Отец Георгий Кочетков (до рукоположения Юрий Серафимович Кочетков) начал свою церковную деятельность ещё до момента принятия им священного сана. В своих воспоминаниях он пишет, что, ещё когда он учился в 10 классе школы, ему по-особенному открылась строчка из Евангелия: «Жатвы много, а делателей мало». «Меня это пронзило, – пишет он, – словно стрелой в сердце. Эта строчка стала для меня как бы главенствующей, я очень ярко почувствовал, что это именно то в духовной жизни, что больше всего “болит”». В 1968 году он читает катехизис митрополита Филарета Московского, беседу преподобного Серафима Саровского с Мотовиловым и книги отца Александра Меня (Библию полностью Юрий Кочетков прочел ещё в старших классах школы). К первому причастию в 1971 году он подходит уже с первым крестником (и оглашаемым) Александром Копировским.

Юрий Кочетков продолжает помогать своим знакомым в индивидуальной подготовке к крещению и сознательной жизни по вере. С 1978 года он начал проводить катехизацию взрослых людей в группах. Примерно в это же время архимандрит Иоанн Крестьянкин стал лично готовить его к принятию сана (дьяконская хиротония состоялась в 1983 году).

Надо сказать, что отец Александр Мень в качестве подготовки к крещению тоже проводил с людьми огласительные беседы, давал книги для чтения, определяя индивидуально для каждого степень готовности к вступлению в Церковь. При этом литургически, по-видимому, сопутствия оглашению не было (оглашаемые в отличие от практики отца Георгия после литургии оглашаемых храм не покидали).

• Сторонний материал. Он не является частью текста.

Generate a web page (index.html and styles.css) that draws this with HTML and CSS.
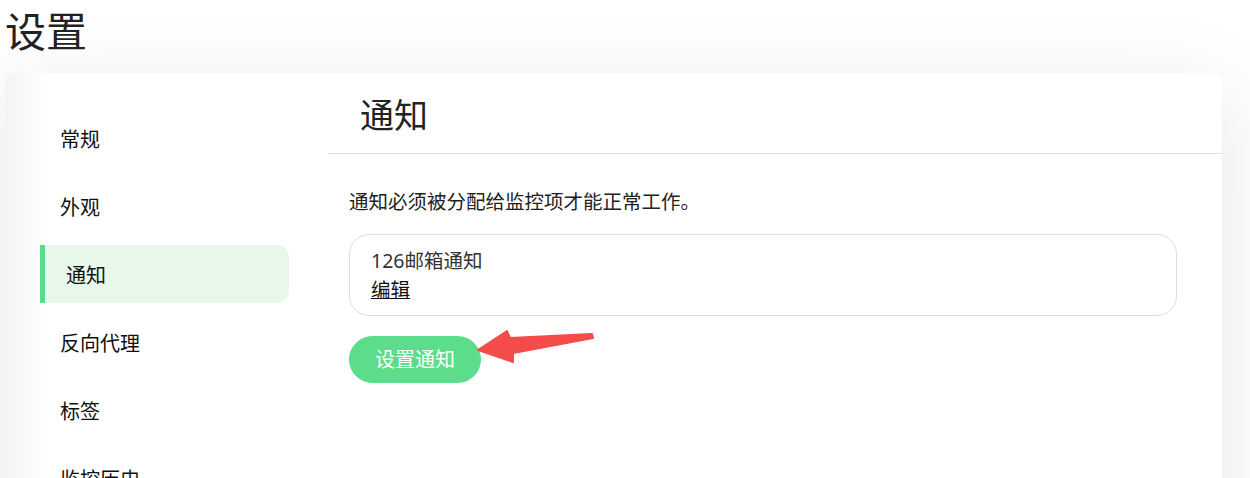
FILE: index.html
```html
<!DOCTYPE html>
<html lang="zh-CN">
<head>
<meta charset="utf-8">
<title>设置</title>
<link rel="stylesheet" href="styles.css">
</head>
<body>
<div class="page">
  <h1 class="title">设置</h1>
  <div class="card">
    <nav class="sidebar">
      <div class="item">常规</div>
      <div class="item">外观</div>
      <div class="item active">通知</div>
      <div class="item">反向代理</div>
      <div class="item">标签</div>
      <div class="item">监控历史</div>
      <div class="item">Docker 宿主</div>
      <div class="item">安全</div>
    </nav>
    <section class="content">
      <div class="header">通知</div>
      <div class="body">
        <p class="desc">通知必须被分配给监控项才能正常工作。</p>
        <div class="list">
          <div class="list-item">
            <div class="name">126邮箱通知</div>
            <a class="edit" href="#">编辑</a>
          </div>
        </div>
        <div class="actions">
          <button class="btn">设置通知</button>
          <svg class="arrow" width="122" height="40" viewBox="0 0 122 40">
            <polygon points="2,22 31,3 34,10 116,6 117,10 37,25 37,34" fill="#f44b4b" stroke="#f44b4b" stroke-width="2" stroke-linejoin="round"/>
          </svg>
        </div>
        <h5 class="subheading">监控项 Toast 通知</h5>
      </div>
    </section>
  </div>
</div>
</body>
</html>
```

FILE: styles.css
```css
html, body {
  margin: 0;
  padding: 0;
  height: 100%;
  overflow: hidden;
}
body {
  background: #ffffff;
  color: #212529;
  font-family: "Noto Sans", "Noto Sans CJK SC", sans-serif;
}
.page {
  padding: 7px 28px 0 5px;
}
.title {
  margin: 0 0 18px 0;
  font-size: 41px;
  line-height: 48px;
  font-weight: 400;
  color: #222;
}
.card {
  display: flex;
  border-radius: 10px;
  background: linear-gradient(90deg, #f3f3f3 0, #ffffff 42px);
  box-shadow: 0 19px 88px rgba(0, 0, 0, 0.1);
  min-height: 700px;
}
.sidebar {
  width: 249px;
  padding: 36px 39px 0 35px;
  flex: none;
}
.item {
  height: 58px;
  display: flex;
  align-items: center;
  padding-left: 20px;
  margin-bottom: 10px;
  font-size: 20px;
  color: #111;
  border-radius: 0 12px 12px 0;
  white-space: nowrap;
}
.item.active {
  background: #e7f8eb;
  border-left: 5px solid #5cdd8b;
  padding-left: 21px;
}
.content {
  flex: 1;
  min-width: 0;
}
.header {
  padding: 22px 32px 18px;
  font-size: 34px;
  line-height: 40px;
  color: #222;
  border-bottom: 1px solid #dee2e6;
}
.body {
  padding: 0 45px 0 21px;
}
.desc {
  margin: 33px 0 18px 0;
  font-size: 19.5px;
  line-height: 29px;
  color: #222;
}
.list-item {
  border: 1px solid #dedede;
  border-radius: 20px;
  padding: 11px 21px;
  font-size: 19.5px;
  line-height: 29px;
  color: #333;
}
.edit {
  color: #111;
  text-decoration: underline;
}
.actions {
  position: relative;
  margin-top: 20px;
}
.btn {
  height: 47px;
  padding: 0 26px;
  border: none;
  border-radius: 24px;
  background: #5cdd8b;
  color: #fff;
  font-family: "Noto Sans", "Noto Sans CJK SC", sans-serif;
  font-size: 20px;
  line-height: 47px;
}
.arrow {
  position: absolute;
  left: 127px;
  top: -8px;
}
.subheading {
  margin: 92px 0 0 48px;
  font-size: 20px;
  font-weight: 500;
  color: #222;
}
```
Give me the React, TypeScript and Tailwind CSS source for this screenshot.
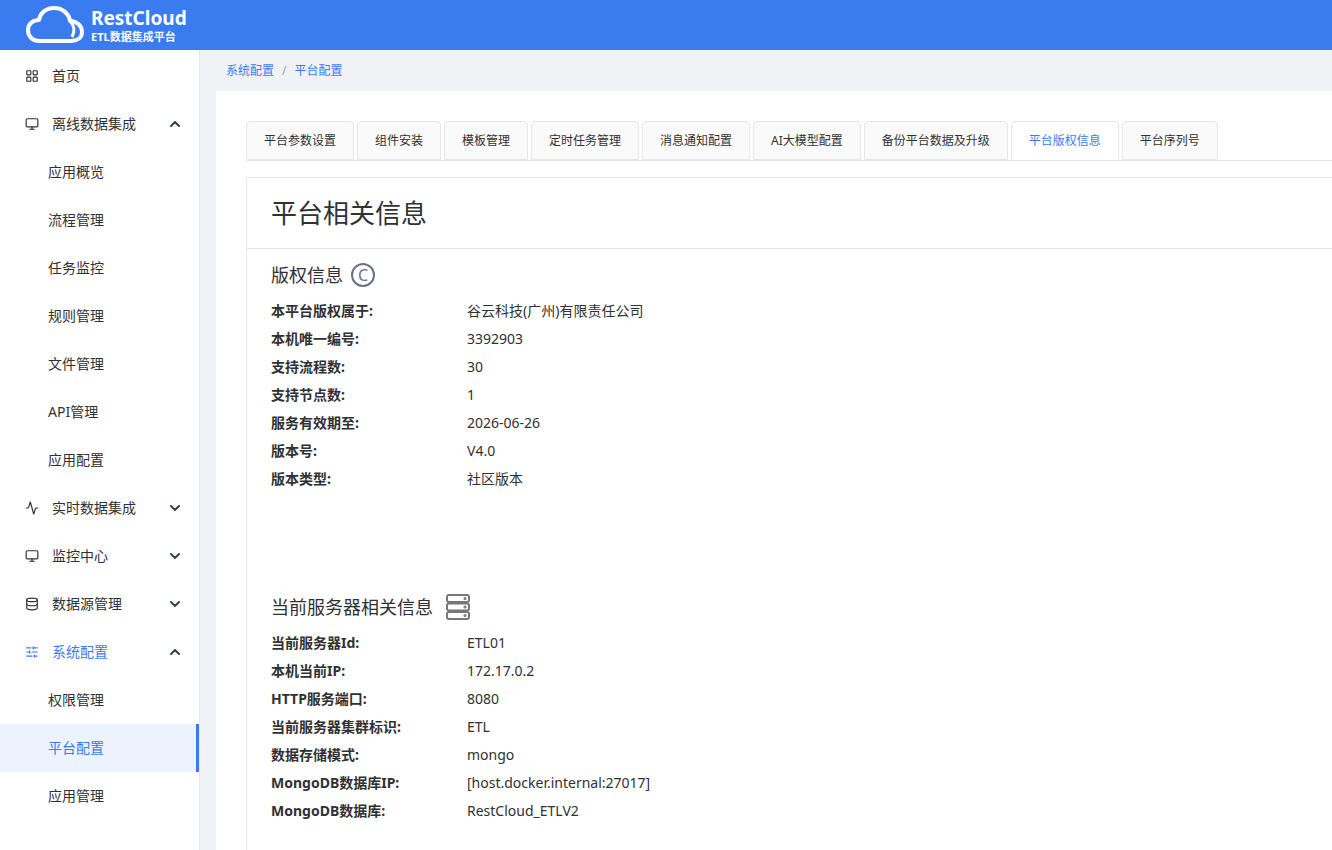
import { ChevronDown, ChevronUp, LayoutGrid, Database, SlidersHorizontal, Monitor, Activity } from "lucide-react";

const font = { fontFamily: '"Noto Sans", "Noto Sans CJK SC", sans-serif' };

function Cloud() {
  return (
    <svg width="58" height="40" viewBox="0 0 58 40" fill="none" stroke="white" strokeWidth="4" strokeLinejoin="round">
      <path d="M14 36 C6 36 2 31 2 25 C2 19 7 15 13 15 C14 8 20 3 28 3 C37 3 43 9 44 16 C51 16 56 21 56 27 C56 33 51 36 45 36 Z" />
      <path d="M44 16 C48 20 49 26 46 32" strokeWidth="3" />
    </svg>
  );
}

function TopItem({ icon, label, chevron, active }: { icon: React.ReactNode; label: string; chevron?: "up" | "down"; active?: boolean }) {
  return (
    <div className={`h-12 flex items-center pl-6 pr-4 text-sm ${active ? "text-[#3b7bf0]" : "text-[#303133]"}`}>
      <span className="w-4 mr-3 flex justify-center">{icon}</span>
      <span className="flex-1">{label}</span>
      {chevron === "up" && <ChevronUp className="w-4 h-4 text-gray-700" strokeWidth={3} />}
      {chevron === "down" && <ChevronDown className="w-4 h-4 text-gray-700" strokeWidth={3} />}
    </div>
  );
}

function SubItem({ label, active }: { label: string; active?: boolean }) {
  return (
    <div className={`h-12 flex items-center pl-12 text-sm ${active ? "bg-[#ecf3ff] text-[#3b7bf0] border-r-[3px] border-[#3b7bf0]" : "text-[#303133]"}`}>
      {label}
    </div>
  );
}

function Row({ k, v }: { k: string; v: string }) {
  return (
    <div className="flex h-7 items-center text-sm text-[#303133]">
      <span className="w-[196px] font-bold">{k}</span>
      <span>{v}</span>
    </div>
  );
}

const tabs = ["平台参数设置", "组件安装", "模板管理", "定时任务管理", "消息通知配置", "AI大模型配置", "备份平台数据及升级", "平台版权信息", "平台序列号"];

export default function App() {
  return (
    <div className="w-[1332px] h-[850px] overflow-hidden flex flex-col bg-[#f0f2f5]" style={font}>
      <div className="h-[50px] bg-[#3b7bf0] flex items-center pl-[26px] shrink-0">
        <Cloud />
        <div className="ml-[7px] text-white leading-none">
          <div className="text-[19px] font-bold">RestCloud</div>
          <div className="text-[11px] font-bold mt-[3px]">ETL数据集成平台</div>
        </div>
      </div>
      <div className="flex flex-1 min-h-0">
        <div className="w-[200px] bg-white border-r border-gray-200 pt-[2px] shrink-0">
          <TopItem icon={<LayoutGrid className="w-3.5 h-3.5" />} label="首页" />
          <TopItem icon={<Monitor className="w-3.5 h-3.5" />} label="离线数据集成" chevron="up" />
          <SubItem label="应用概览" />
          <SubItem label="流程管理" />
          <SubItem label="任务监控" />
          <SubItem label="规则管理" />
          <SubItem label="文件管理" />
          <SubItem label="API管理" />
          <SubItem label="应用配置" />
          <TopItem icon={<Activity className="w-3.5 h-3.5" />} label="实时数据集成" chevron="down" />
          <TopItem icon={<Monitor className="w-3.5 h-3.5" />} label="监控中心" chevron="down" />
          <TopItem icon={<Database className="w-3.5 h-3.5" />} label="数据源管理" chevron="down" />
          <TopItem icon={<SlidersHorizontal className="w-3.5 h-3.5" />} label="系统配置" chevron="up" active />
          <SubItem label="权限管理" />
          <SubItem label="平台配置" active />
          <SubItem label="应用管理" />
        </div>
        <div className="flex-1 min-w-0 flex flex-col pl-4">
          <div className="h-[41px] flex items-center pl-[10px] text-xs text-[#3b7bf0] gap-2">
            <span>系统配置</span><span className="text-gray-400">/</span><span>平台配置</span>
          </div>
          <div className="flex-1 bg-white pl-[30px] pt-[30px]">
            <div className="flex gap-[3px] border-b border-gray-200">
              {tabs.map((t, i) => (
                <div key={t} className={`h-[39px] px-[17px] flex items-center text-xs border border-gray-200 rounded-t ${i === 7 ? "bg-white text-[#3b7bf0] border-b-white -mb-px" : "bg-[#fafafa] text-[#303133]"}`}>
                  {t}
                </div>
              ))}
            </div>
            <div className="mt-4 border border-gray-200 border-r-0 h-full">
              <div className="h-[71px] flex items-center pl-6 text-[26px] text-[#303133] border-b border-gray-200">平台相关信息</div>
              <div className="pl-6 pt-3">
                <div className="flex items-center text-lg text-[#303133] h-7 mb-2">
                  版权信息
                  <span className="ml-2 w-6 h-6 rounded-full border-2 border-gray-500 text-gray-500 flex items-center justify-center text-base">C</span>
                </div>
                <Row k="本平台版权属于:" v="谷云科技(广州)有限责任公司" />
                <Row k="本机唯一编号:" v="3392903" />
                <Row k="支持流程数:" v="30" />
                <Row k="支持节点数:" v="1" />
                <Row k="服务有效期至:" v="2026-06-26" />
                <Row k="版本号:" v="V4.0" />
                <Row k="版本类型:" v="社区版本" />
                <div className="flex items-center text-lg text-[#303133] h-7 mt-[100px] mb-2">
                  当前服务器相关信息
                  <svg className="ml-3" width="26" height="26" viewBox="0 0 26 26" fill="none" stroke="#777" strokeWidth="2">
                    <rect x="2" y="1" width="22" height="7" rx="2" />
                    <rect x="2" y="9.5" width="22" height="7" rx="2" />
                    <rect x="2" y="18" width="22" height="7" rx="2" />
                    <circle cx="20" cy="4.5" r="0.6" fill="#777" />
                    <circle cx="20" cy="13" r="0.6" fill="#777" />
                    <circle cx="20" cy="21.5" r="0.6" fill="#777" />
                  </svg>
                </div>
                <Row k="当前服务器Id:" v="ETL01" />
                <Row k="本机当前IP:" v="172.17.0.2" />
                <Row k="HTTP服务端口:" v="8080" />
                <Row k="当前服务器集群标识:" v="ETL" />
                <Row k="数据存储模式:" v="mongo" />
                <Row k="MongoDB数据库IP:" v="[host.docker.internal:27017]" />
                <Row k="MongoDB数据库:" v="RestCloud_ETLV2" />
              </div>
            </div>
          </div>
        </div>
      </div>
    </div>
  );
}
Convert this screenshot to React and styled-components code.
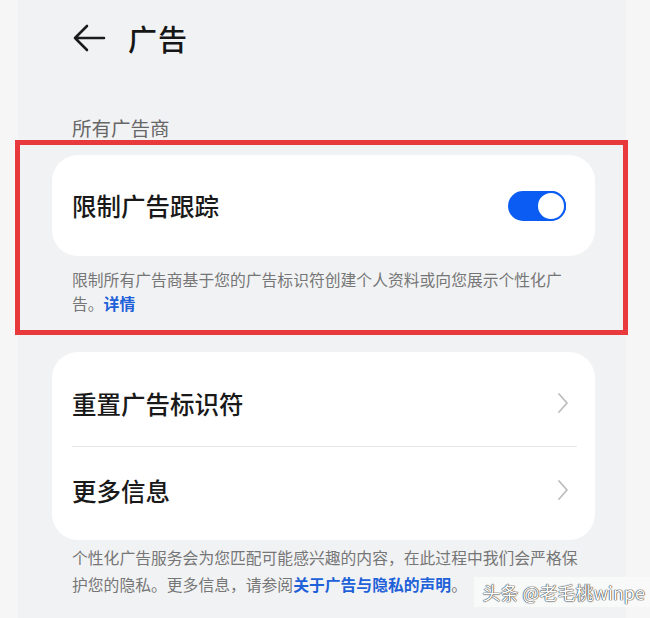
import React from "react";
import styled, { createGlobalStyle } from "styled-components";

const GlobalStyle = createGlobalStyle`
  html, body {
    margin: 0;
    padding: 0;
    background: #f6f6f7;
  }
  body {
    font-family: "Noto Sans CJK SC", "Noto Sans", "Liberation Sans", sans-serif;
    color: #1a1a1a;
  }
`;

const Page = styled.div`
  position: relative;
  width: 650px;
  height: 618px;
  overflow: hidden;
  background: #f6f6f7;
`;

const Screen = styled.div`
  margin-left: 18px;
  width: 608px;
  height: 100%;
  background: #f1f2f4;
  display: flex;
  flex-direction: column;
`;

const Header = styled.div`
  height: 76px;
  display: flex;
  align-items: center;
  gap: 22px;
  padding-left: 54px;
`;

const BackButton = styled.div`
  width: 34px;
  height: 30px;
  display: flex;
  align-items: center;
  justify-content: center;
`;

const Title = styled.h1`
  margin: 0;
  font-size: 29px;
  font-weight: 500;
  letter-spacing: 1px;
  color: #161616;
`;

const SectionLabel = styled.div`
  margin-top: 40px;
  padding-left: 54px;
  font-size: 19.5px;
  line-height: 24px;
  color: #676767;
`;

const Highlight = styled.div`
  margin-left: -3px;
  width: 613px;
  box-sizing: border-box;
  border: 5px solid #e8393c;
  padding: 10px 28px 14px 32px;
`;

const Card = styled.div`
  background: #ffffff;
  border-radius: 26px;
  padding: ${(p) => p.$pad || "0"};
`;

const Row = styled.div`
  height: ${(p) => p.$h || 86}px;
  display: flex;
  align-items: center;
  justify-content: space-between;
  padding: 0 ${(p) => p.$right || 24}px 0 20px;
`;

const RowLabel = styled.span`
  font-size: 24.5px;
  font-weight: 500;
  color: #191919;
`;

const Divider = styled.div`
  height: 1px;
  margin: 0 18px 0 20px;
  background: #e8e8e8;
`;

const Note = styled.p`
  margin: ${(p) => p.$margin || "0"};
  padding: 0 0 0 20px;
  width: 512px;
  font-size: 15.8px;
  line-height: ${(p) => p.$lh || 24}px;
  color: #767676;
`;

const Link = styled.span`
  color: #2060d8;
  font-weight: 600;
`;

const Toggle = styled.div`
  position: relative;
  width: 58px;
  height: 30px;
  border-radius: 15px;
  background: #0b5cf2;
`;

const Knob = styled.div`
  position: absolute;
  top: 0;
  right: 0;
  width: 26px;
  height: 26px;
  border-radius: 50%;
  background: #ffffff;
  border: 2px solid #0b5cf2;
`;

const Second = styled.div`
  margin-top: 17px;
  padding-left: 34px;
  width: 543px;
`;

const Watermark = styled.div`
  position: absolute;
  right: 0;
  bottom: 11px;
  padding: 3px 5px 3px 8px;
  background: rgba(250, 250, 250, 0.8);
  font-size: 18px;
  font-weight: 400;
  line-height: 24px;
  color: #ffffff;
  font-family: "Noto Sans CJK SC", "Liberation Sans", sans-serif;
  text-shadow: 0 0 1px #3a3a3a, 0 0 1px #3a3a3a, 0 0 1px #3a3a3a;
`;

const ArrowLeft = () => (
  <svg width="34" height="30" viewBox="0 0 34 30" fill="none">
    <path
      d="M32 15H3M15 3L3 15l12 12"
      stroke="#1b1b1b"
      strokeWidth="2.6"
      strokeLinecap="round"
      strokeLinejoin="round"
    />
  </svg>
);

const Chevron = () => (
  <svg width="12" height="22" viewBox="0 0 12 22" fill="none">
    <path
      d="M2 2l8 9-8 9"
      stroke="#bdbdbd"
      strokeWidth="1.8"
      strokeLinecap="round"
      strokeLinejoin="round"
    />
  </svg>
);

export default function App() {
  return (
    <>
      <GlobalStyle />
      <Page>
        <Screen>
          <Header>
            <BackButton>
              <ArrowLeft />
            </BackButton>
            <Title>广告</Title>
          </Header>
          <SectionLabel>所有广告商</SectionLabel>
          <Highlight>
            <Card>
              <Row $h={101} $right={29}>
                <RowLabel>限制广告跟踪</RowLabel>
                <Toggle>
                  <Knob />
                </Toggle>
              </Row>
            </Card>
            <Note $margin="12px 0 0" $lh={24}>
              限制所有广告商基于您的广告标识符创建个人资料或向您展示个性化广告。<Link>详情</Link>
            </Note>
          </Highlight>
          <Second>
            <Card $pad="8px 0 7px">
              <Row $right={26}>
                <RowLabel>重置广告标识符</RowLabel>
                <Chevron />
              </Row>
              <Divider />
              <Row $right={26}>
                <RowLabel>更多信息</RowLabel>
                <Chevron />
              </Row>
            </Card>
            <Note $margin="4px 0 0" $lh={27}>
              个性化广告服务会为您匹配可能感兴趣的内容，在此过程中我们会严格保护您的隐私。更多信息，请参阅<Link>关于广告与隐私的声明</Link>。
            </Note>
          </Second>
        </Screen>
        <Watermark>头条 @老毛桃winpe</Watermark>
      </Page>
    </>
  );
}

Как говорит Андрей Бессмертный-Анзимиров, «катехизация в Новой Деревне была обязательным условием к принятию таинства крещения. На очень ранних этапах беседы с катехуменами проводил сам отец Александр, но с середины 70-х годов катехизацию было поручено вести воцерковленным ранее и богословски опытным мирянам. Вся катехизация могла длиться от десяти дней до трех месяцев. Методологии были разными: одни делали центром изучения и толкования Символ веры, другие использовали традиционные рамки, подобно нижеследующей программе: Что такое религия? Вера? 2) Сотворение мира и грехопадение. 3) Священная история до Авраама, Исаака и Иакова включительно. 4) Моисей и Декалог. 5) Давид и Соломон. 6) Пророки. 7) Матерь Божья. 8) Св. Иоанн Креститель. 9-12) Иисус Христос (несколько занятий о разных аспектах Его служения и учения). 13) Основные догматы православия (по Символу веры). 14-15) Краткая история мировой Церкви (обычно два занятия). 15-16) История Русской Церкви (давались общие понятия о крещении Руси, об исихазме, о Сергии Радонежском, о иосифлянах и заволжских старцах, о расколе XVII в., о гонениях в советское время и т.д.)».